(Extracted data entries)
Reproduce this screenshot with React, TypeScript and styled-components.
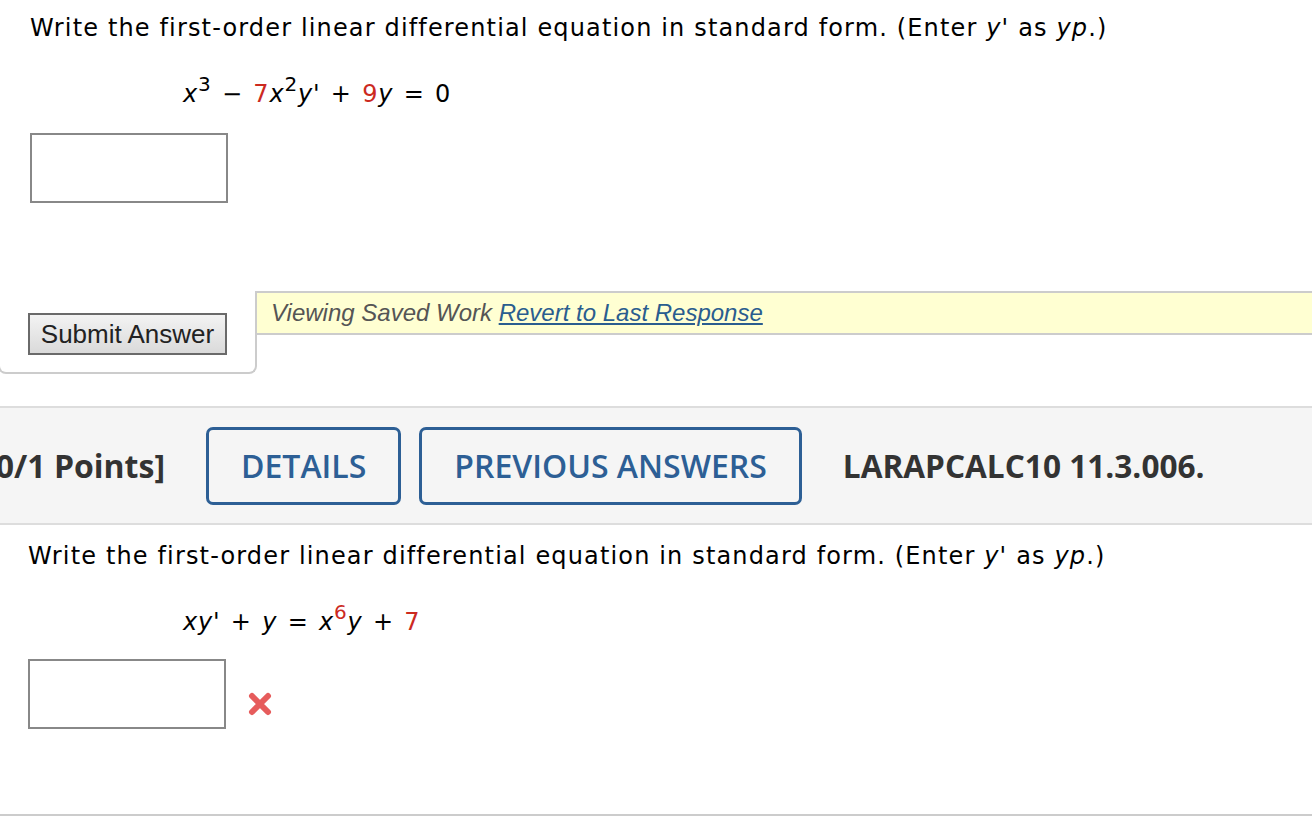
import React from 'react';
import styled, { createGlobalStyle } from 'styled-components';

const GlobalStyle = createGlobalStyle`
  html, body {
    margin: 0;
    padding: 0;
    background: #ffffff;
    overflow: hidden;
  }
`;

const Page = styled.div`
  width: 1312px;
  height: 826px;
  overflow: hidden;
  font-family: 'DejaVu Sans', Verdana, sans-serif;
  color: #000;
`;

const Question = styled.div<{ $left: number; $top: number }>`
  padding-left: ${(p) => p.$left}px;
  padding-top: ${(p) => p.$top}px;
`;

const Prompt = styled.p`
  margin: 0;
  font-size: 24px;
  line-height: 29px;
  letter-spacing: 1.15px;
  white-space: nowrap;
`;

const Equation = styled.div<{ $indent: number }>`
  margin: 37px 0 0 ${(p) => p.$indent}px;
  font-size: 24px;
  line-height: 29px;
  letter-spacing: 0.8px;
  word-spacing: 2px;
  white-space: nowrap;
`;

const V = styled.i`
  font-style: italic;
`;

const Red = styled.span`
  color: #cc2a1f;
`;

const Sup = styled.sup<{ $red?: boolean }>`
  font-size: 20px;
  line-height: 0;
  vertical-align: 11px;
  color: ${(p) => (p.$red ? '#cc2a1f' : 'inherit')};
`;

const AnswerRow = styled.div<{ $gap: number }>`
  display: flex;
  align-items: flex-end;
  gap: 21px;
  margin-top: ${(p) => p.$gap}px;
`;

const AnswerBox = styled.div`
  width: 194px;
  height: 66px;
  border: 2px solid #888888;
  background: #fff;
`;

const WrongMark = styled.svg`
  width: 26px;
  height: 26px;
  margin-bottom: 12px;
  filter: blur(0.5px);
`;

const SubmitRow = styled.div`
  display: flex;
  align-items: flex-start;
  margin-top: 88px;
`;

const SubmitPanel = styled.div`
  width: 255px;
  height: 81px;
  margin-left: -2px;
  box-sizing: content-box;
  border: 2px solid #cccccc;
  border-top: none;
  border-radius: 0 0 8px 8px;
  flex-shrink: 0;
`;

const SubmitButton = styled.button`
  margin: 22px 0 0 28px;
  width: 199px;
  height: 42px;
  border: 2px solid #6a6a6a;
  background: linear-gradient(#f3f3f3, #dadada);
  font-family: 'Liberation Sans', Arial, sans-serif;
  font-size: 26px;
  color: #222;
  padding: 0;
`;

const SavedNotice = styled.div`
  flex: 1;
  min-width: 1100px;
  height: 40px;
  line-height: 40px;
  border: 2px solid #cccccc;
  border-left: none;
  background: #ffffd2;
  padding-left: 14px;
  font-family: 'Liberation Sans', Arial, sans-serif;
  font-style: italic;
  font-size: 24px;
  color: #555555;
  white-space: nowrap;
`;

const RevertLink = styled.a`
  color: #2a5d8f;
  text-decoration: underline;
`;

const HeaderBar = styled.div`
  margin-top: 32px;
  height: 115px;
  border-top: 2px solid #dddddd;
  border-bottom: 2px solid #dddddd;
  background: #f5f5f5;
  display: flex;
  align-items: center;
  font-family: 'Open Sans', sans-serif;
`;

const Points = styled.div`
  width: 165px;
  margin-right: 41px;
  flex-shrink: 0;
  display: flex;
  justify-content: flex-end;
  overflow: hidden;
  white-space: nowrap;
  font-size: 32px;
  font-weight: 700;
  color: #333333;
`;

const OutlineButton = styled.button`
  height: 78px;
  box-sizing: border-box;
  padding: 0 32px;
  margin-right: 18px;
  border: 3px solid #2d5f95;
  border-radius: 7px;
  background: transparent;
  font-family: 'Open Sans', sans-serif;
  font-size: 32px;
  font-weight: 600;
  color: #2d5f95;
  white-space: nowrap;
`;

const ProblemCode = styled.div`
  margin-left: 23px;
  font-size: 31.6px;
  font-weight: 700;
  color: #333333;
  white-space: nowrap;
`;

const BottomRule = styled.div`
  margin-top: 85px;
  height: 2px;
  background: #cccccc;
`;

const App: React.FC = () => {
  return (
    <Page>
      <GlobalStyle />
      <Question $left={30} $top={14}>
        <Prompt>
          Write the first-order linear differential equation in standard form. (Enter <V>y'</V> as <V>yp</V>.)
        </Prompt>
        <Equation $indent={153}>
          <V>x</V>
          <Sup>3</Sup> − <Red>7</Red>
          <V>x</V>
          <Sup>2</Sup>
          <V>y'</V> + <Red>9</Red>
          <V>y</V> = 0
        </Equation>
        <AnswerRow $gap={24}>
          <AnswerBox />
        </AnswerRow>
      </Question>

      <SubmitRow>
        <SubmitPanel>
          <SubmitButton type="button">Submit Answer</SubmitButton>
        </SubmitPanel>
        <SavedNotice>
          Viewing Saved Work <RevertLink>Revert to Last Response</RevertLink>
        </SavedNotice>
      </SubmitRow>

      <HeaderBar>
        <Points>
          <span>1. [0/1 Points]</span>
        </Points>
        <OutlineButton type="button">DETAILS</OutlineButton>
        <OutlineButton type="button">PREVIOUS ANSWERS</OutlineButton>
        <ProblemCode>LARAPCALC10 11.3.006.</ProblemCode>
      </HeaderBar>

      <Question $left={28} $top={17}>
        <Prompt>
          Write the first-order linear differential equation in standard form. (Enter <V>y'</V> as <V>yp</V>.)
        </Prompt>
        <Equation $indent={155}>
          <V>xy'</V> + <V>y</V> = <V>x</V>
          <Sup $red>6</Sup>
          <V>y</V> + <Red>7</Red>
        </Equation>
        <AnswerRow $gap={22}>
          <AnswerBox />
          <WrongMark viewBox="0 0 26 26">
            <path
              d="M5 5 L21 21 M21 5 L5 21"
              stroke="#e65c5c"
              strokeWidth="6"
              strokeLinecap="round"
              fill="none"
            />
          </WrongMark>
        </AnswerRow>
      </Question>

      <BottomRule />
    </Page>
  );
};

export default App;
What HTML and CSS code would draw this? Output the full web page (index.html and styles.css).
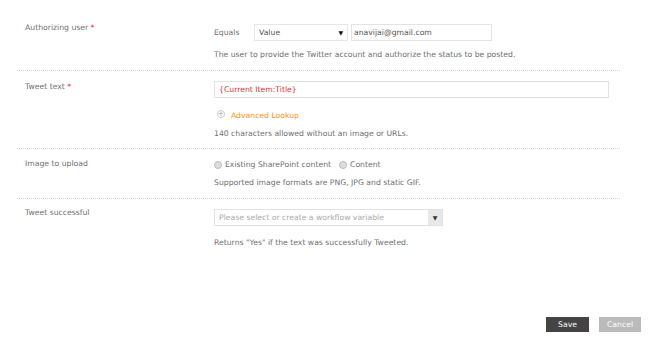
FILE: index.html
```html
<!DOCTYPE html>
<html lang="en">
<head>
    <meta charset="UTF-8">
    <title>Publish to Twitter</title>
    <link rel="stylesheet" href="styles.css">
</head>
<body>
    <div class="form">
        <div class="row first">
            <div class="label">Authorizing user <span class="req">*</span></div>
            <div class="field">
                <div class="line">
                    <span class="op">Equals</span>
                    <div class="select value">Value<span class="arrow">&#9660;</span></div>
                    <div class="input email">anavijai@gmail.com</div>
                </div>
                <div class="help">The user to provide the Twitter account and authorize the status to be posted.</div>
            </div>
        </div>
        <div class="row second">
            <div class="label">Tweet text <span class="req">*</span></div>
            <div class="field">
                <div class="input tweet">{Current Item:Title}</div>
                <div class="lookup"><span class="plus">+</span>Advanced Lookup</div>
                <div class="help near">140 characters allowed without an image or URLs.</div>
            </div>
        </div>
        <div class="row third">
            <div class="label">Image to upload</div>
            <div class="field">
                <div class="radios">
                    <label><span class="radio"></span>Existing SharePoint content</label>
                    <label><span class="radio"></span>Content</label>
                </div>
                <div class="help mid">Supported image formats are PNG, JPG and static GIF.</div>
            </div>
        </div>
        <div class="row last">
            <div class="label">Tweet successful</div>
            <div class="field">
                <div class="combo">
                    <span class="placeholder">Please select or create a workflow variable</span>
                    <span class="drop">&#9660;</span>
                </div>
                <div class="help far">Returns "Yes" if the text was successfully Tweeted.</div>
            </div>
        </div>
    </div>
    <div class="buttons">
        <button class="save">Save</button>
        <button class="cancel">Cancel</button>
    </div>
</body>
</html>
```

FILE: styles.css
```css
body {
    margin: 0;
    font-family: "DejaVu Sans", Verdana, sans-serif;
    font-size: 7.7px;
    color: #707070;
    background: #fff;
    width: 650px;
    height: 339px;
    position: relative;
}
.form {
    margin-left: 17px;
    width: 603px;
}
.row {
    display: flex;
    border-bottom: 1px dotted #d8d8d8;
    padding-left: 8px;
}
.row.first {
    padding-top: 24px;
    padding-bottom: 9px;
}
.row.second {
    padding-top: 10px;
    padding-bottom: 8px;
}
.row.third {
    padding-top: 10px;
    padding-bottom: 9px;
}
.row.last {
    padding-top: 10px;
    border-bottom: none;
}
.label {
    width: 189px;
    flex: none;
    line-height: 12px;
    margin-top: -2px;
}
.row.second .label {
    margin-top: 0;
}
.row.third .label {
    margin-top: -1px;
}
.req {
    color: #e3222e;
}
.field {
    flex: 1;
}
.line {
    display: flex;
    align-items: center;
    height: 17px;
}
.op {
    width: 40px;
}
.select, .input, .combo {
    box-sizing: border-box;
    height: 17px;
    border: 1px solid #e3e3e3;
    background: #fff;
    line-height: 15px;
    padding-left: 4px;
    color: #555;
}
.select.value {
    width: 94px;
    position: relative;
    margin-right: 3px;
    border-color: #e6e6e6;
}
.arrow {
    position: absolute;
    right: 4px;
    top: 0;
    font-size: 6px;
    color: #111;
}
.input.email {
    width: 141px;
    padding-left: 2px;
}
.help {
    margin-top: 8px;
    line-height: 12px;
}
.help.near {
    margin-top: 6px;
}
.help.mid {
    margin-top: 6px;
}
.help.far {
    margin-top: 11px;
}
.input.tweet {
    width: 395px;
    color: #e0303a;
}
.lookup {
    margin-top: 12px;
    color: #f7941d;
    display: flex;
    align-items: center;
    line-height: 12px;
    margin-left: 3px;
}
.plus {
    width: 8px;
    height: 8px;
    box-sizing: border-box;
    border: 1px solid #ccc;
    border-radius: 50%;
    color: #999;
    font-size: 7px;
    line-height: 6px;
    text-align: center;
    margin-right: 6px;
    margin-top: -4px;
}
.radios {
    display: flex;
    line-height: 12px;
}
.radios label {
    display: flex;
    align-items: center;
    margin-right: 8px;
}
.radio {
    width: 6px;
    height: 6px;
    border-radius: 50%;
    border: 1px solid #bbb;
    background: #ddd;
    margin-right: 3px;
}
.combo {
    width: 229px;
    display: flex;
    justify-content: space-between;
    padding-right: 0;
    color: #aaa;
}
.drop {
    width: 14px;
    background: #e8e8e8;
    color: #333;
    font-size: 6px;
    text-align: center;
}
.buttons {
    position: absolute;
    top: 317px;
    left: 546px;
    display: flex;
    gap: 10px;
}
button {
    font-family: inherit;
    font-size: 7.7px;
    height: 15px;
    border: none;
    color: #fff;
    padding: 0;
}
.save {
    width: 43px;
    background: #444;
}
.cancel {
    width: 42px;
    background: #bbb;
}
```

* SET PROBLEM *
Work out how many lines of the material above contain the word "components", then give only that figure.

* OUTPUT OF THE TASK *
2